I remember it got to minus 7 degrees F on this trip, but presumably it warmed a bit before Dan took this photo. The tripod was for winching out gravel samples after injecting CO2 into the streambed to freeze them in place.

Evenings in our heated wall tent, with a $20 wooden pantograph under kerosene light, I drew my first-ever stream map. Active and bankful channel data were collected for sections A through K
Wall tenting below zero
On this, my first job with Environaid, I didn’t pay attention to WHY we sloshed around in subzero temperatures injecting CO2 into a streambed 65 air-miles south of Juneau. And Dan’s report & files are mute on who commissioned this study. I’m pretty sure it was for the Forest Service, Dan’s former employer, and that our contact there was a guy named Fred Glenn. Chuck River wasn’t Wilderness in 1985, and I doubt USFS interest in sediment size was from concern for fish eggs.
Lingít Aaní’s mainland is pretty lean pickings for a logger, but by the mid-1980s, finest island timber
was gone, and “best-of-the-rest” was getting the hungry eye. Was it those 2-century spruce stands on the Chuck’s raised terraces, which Dan admiringly called “beautiful cabin logs,” that paid for our midwinter helicopter ride?
The team for this early-February investigation was senior hydrologist Dan Bishop, famous Glacier Bay ironman Leigh Smith, and wet-behind-the-ears end-of-roader Richard Carstensen.

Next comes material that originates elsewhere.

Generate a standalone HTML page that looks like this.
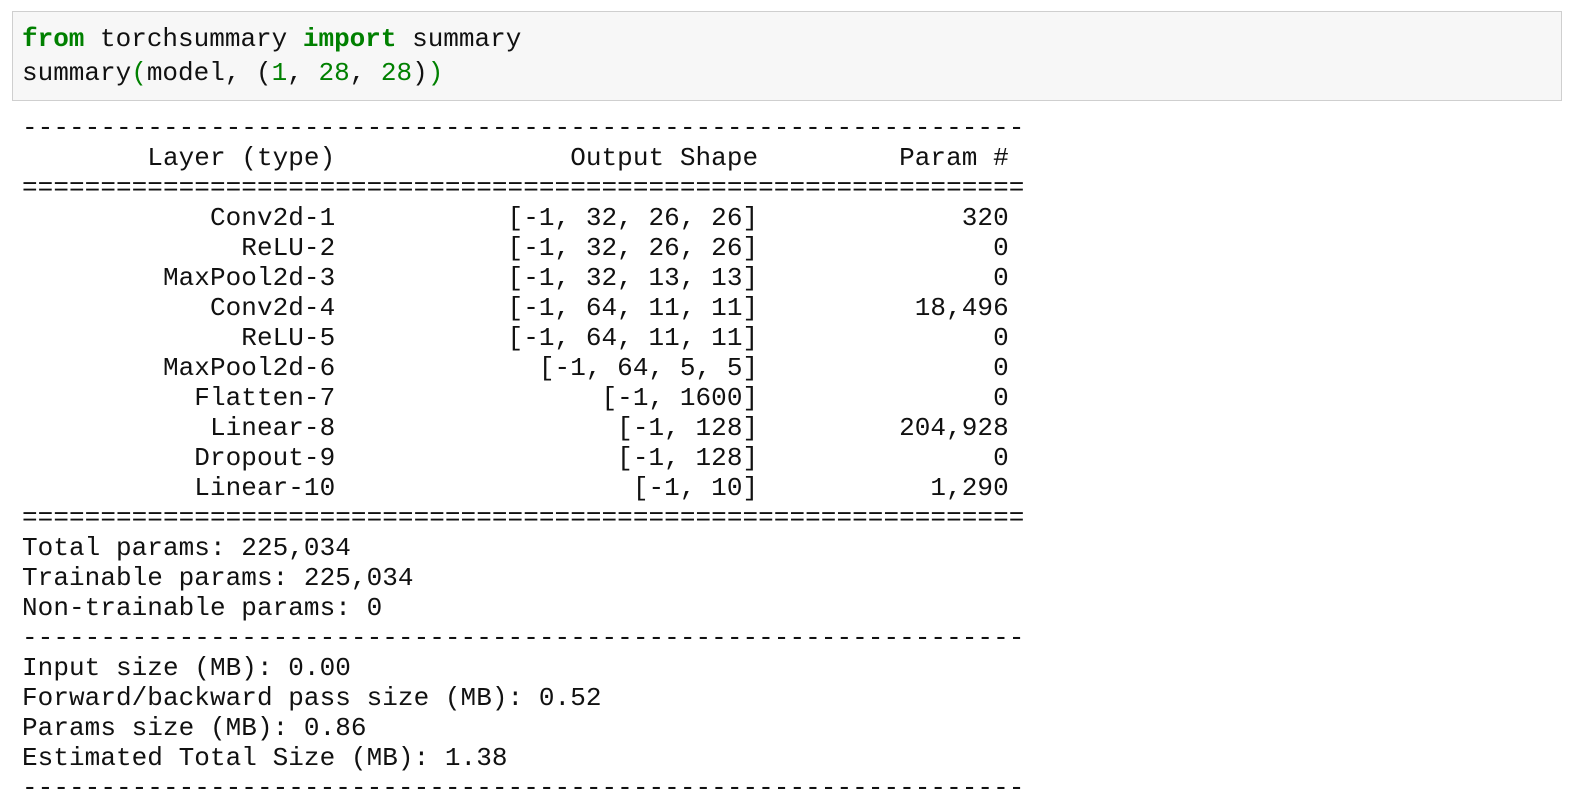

My favorite memory was of Leigh sloshing across the stream in leaky hipwaders, singing “I feel like Dancin!“, carrying two 80 pound cannisters and a backpack.

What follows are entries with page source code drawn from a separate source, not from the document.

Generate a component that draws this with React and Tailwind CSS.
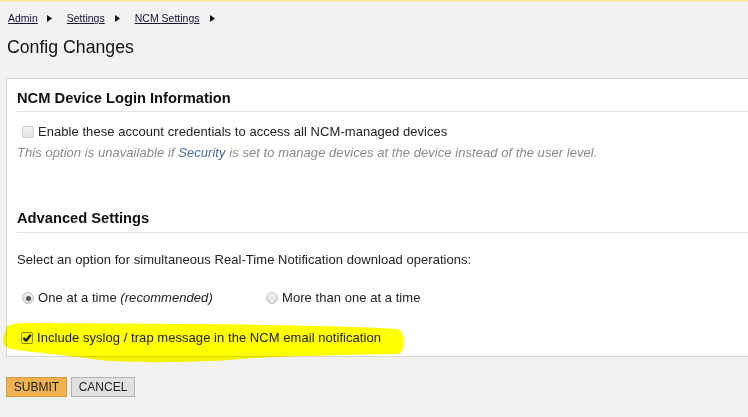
import React from 'react';

const Arrow = () => (
  <svg width="5" height="7" viewBox="0 0 5 7" className="inline-block">
    <path d="M0 0 L5 3.5 L0 7 Z" fill="#111" />
  </svg>
);

const DisabledBox = () => (
  <span className="inline-block w-[12px] h-[12px] rounded-[2px] border border-[#cfcfcf] bg-gradient-to-b from-[#f4f4f4] to-[#e2e2e2]" />
);

const CheckedBox = () => (
  <span className="relative inline-block w-[12px] h-[12px] rounded-[2px] border border-[#8c8c50] bg-[#f6f6b0]">
    <svg width="12" height="12" viewBox="0 0 12 12" className="absolute -left-[1px] -top-[1px]">
      <path d="M2.5 6 L5 8.8 L9.8 2.8" stroke="#111" strokeWidth="2.2" fill="none" strokeLinejoin="round" />
    </svg>
  </span>
);

const Radio = ({ checked }) => (
  <span className="relative inline-flex items-center justify-center w-[12px] h-[12px] rounded-full border border-[#c2c2c2] bg-gradient-to-b from-[#f2f2f2] to-[#dcdcdc]">
    {checked && <span className="w-[5px] h-[5px] rounded-full bg-[#555]" />}
  </span>
);

export default function App() {
  return (
    <div className="relative min-h-screen bg-[#f2f2f2] border-t-2 border-[#f6e8aa] font-['Liberation_Sans',Arial,sans-serif] text-[#222] overflow-hidden">
      {/* breadcrumb */}
      <div className="pt-[9px] pl-[8px] flex items-center text-[10.5px] leading-[14px] text-[#141438]">
        <span className="underline">Admin</span>
        <span className="ml-[9px] mr-[15px] flex"><Arrow /></span>
        <span className="underline">Settings</span>
        <span className="ml-[10px] mr-[15px] flex"><Arrow /></span>
        <span className="underline">NCM Settings</span>
        <span className="ml-[10px] flex"><Arrow /></span>
      </div>

      <h1 className="mt-[11px] pl-[7px] text-[17.7px] leading-[22px] text-[#111]">Config Changes</h1>

      {/* panel */}
      <div className="mt-[20px] ml-[6px] bg-white border-l border-t border-b border-[#d6d6d6] pl-[10px] pb-[10px] text-[13px] tracking-[0.05px]">
        <div className="pt-[10px] pb-[4px] leading-[18px] border-b border-[#e2e2e2] text-[14.7px] tracking-normal font-bold text-[#111]">
          NCM Device Login Information
        </div>
        <div className="mt-[12px] flex items-center leading-[16px] pl-[5px] text-[#222]">
          <DisabledBox />
          <span className="ml-[4px]">Enable these account credentials to access all NCM-managed devices</span>
        </div>
        <div className="mt-[5px] leading-[16px] italic text-[#8a8a8a]">
          This option is unavailable if <span className="text-[#4a6a9a]">Security</span> is set to manage devices at the device instead of the user level.
        </div>

        <div className="mt-[38px] pt-[10px] pb-[5px] leading-[18px] border-b border-[#e2e2e2] text-[14.7px] tracking-normal font-bold text-[#111]">
          Advanced Settings
        </div>
        <div className="mt-[19px] leading-[16px]">
          Select an option for simultaneous Real-Time Notification download operations:
        </div>
        <div className="mt-[22px] flex items-center leading-[16px] pl-[5px]">
          <div className="flex items-center w-[244px]">
            <Radio checked />
            <span className="ml-[4px]">One at a time <i>(recommended)</i></span>
          </div>
          <div className="flex items-center">
            <Radio />
            <span className="ml-[4px]">More than one at a time</span>
          </div>
        </div>
        <div className="mt-[24px] flex items-center leading-[16px] pl-[4px]">
          <CheckedBox />
          <span className="ml-[4px]">Include syslog / trap message in the NCM email notification</span>
        </div>
      </div>

      {/* buttons */}
      <div className="mt-[20px] ml-[6px] flex gap-[4px] text-[12px]">
        <button className="w-[61px] h-[20px] bg-[#efb24f] border border-[#d49a3c] text-[#222] leading-none">SUBMIT</button>
        <button className="w-[64px] h-[20px] bg-[#e1e1e1] border border-[#b2b2b2] text-[#222] leading-none">CANCEL</button>
      </div>

      {/* highlighter annotation */}
      <svg className="absolute left-0 top-0 pointer-events-none mix-blend-multiply" width="748" height="417" viewBox="0 0 748 417">
        <path
          d="M6 329 C4 323 12 321 30 321 L200 322 C300 323 370 325 397 327 C406 329 406 350 398 352 C330 353 260 355 240 357 C200 361 120 361 100 358 C60 352 20 350 8 346 C2 344 2 335 6 329 Z"
          fill="#ffff00"
        />
      </svg>
    </div>
  );
}
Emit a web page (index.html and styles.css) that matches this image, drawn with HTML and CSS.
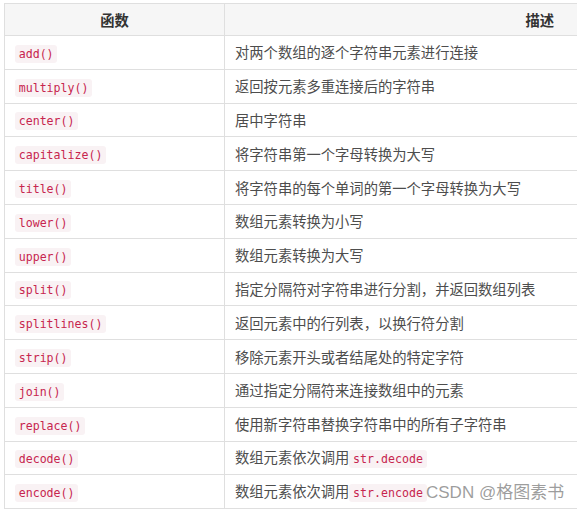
FILE: index.html
```html
<!DOCTYPE html>
<html lang="zh">
<head>
<meta charset="utf-8">
<link rel="stylesheet" href="styles.css">
</head>
<body>
<div class="wrap">
<table class="tbl">
<thead>
<tr><th class="c1">函数</th><th class="c2">描述</th></tr>
</thead>
<tbody>
<tr><td><code>add()</code></td><td>对两个数组的逐个字符串元素进行连接</td></tr>
<tr><td><code>multiply()</code></td><td>返回按元素多重连接后的字符串</td></tr>
<tr><td><code>center()</code></td><td>居中字符串</td></tr>
<tr><td><code>capitalize()</code></td><td>将字符串第一个字母转换为大写</td></tr>
<tr><td><code>title()</code></td><td>将字符串的每个单词的第一个字母转换为大写</td></tr>
<tr><td><code>lower()</code></td><td>数组元素转换为小写</td></tr>
<tr><td><code>upper()</code></td><td>数组元素转换为大写</td></tr>
<tr><td><code>split()</code></td><td>指定分隔符对字符串进行分割，并返回数组列表</td></tr>
<tr><td><code>splitlines()</code></td><td>返回元素中的行列表，以换行符分割</td></tr>
<tr><td><code>strip()</code></td><td>移除元素开头或者结尾处的特定字符</td></tr>
<tr><td><code>join()</code></td><td>通过指定分隔符来连接数组中的元素</td></tr>
<tr><td><code>replace()</code></td><td>使用新字符串替换字符串中的所有子字符串</td></tr>
<tr><td><code>decode()</code></td><td>数组元素依次调用<code>str.decode</code></td></tr>
<tr><td><code>encode()</code></td><td>数组元素依次调用<code>str.encode</code></td></tr>
</tbody>
</table>
<div class="wm">CSDN @格图素书</div>
</div>
</body>
</html>
```
FILE: styles.css
```css
html, body {
  margin: 0;
  padding: 0;
  overflow: hidden;
  background: #fff;
}
.wrap {
  position: relative;
  padding: 3px 0 0 4px;
  width: 600px;
}
.tbl {
  border-collapse: collapse;
  width: 578px;
  font-family: "Noto Sans CJK SC", "Noto Sans", sans-serif;
  font-size: 14.3px;
  color: #4d4d4d;
}
.tbl th, .tbl td {
  border: 1px solid #dfdfdf;
  padding: 0 10px;
  line-height: 20px;
}
.tbl th {
  background: #f6f6f6;
  height: 31px;
  font-weight: bold;
  color: #333;
  font-size: 14.3px;
}
.tbl th.c1 {
  text-align: center;
  width: 199px;
}
.tbl th.c2 {
  text-align: right;
  padding-right: 27px;
}
.tbl td {
  height: 32.8px;
  text-align: left;
  white-space: nowrap;
}
code {
  font-family: "DejaVu Sans Mono", "Liberation Mono", monospace;
  font-size: 11.6px;
  color: #c7254e;
  background: #f9f2f4;
  border-radius: 3px;
  padding: 2px 3.7px;
  line-height: 14px;
  display: inline-block;
}
.wm {
  position: absolute;
  left: 426px;
  top: 481px;
  font-family: "Liberation Sans", "Noto Sans CJK SC", sans-serif;
  font-size: 17px;
  color: rgba(140, 140, 140, 0.85);
  line-height: 24px;
  white-space: nowrap;
}
```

In addition to Dan’s very technical report, and photo section (rescanned in the original color for this digital version!), I’ve added some follow-up on the fate of Chuck River. I included air-photo page-flippers and a stereopair, for the light they shed on topography, forest structure, and 42 years of fluvial & successional change. Spoiler alert: The Chuck dodged the timber bullet and is now capital-W Wilderness.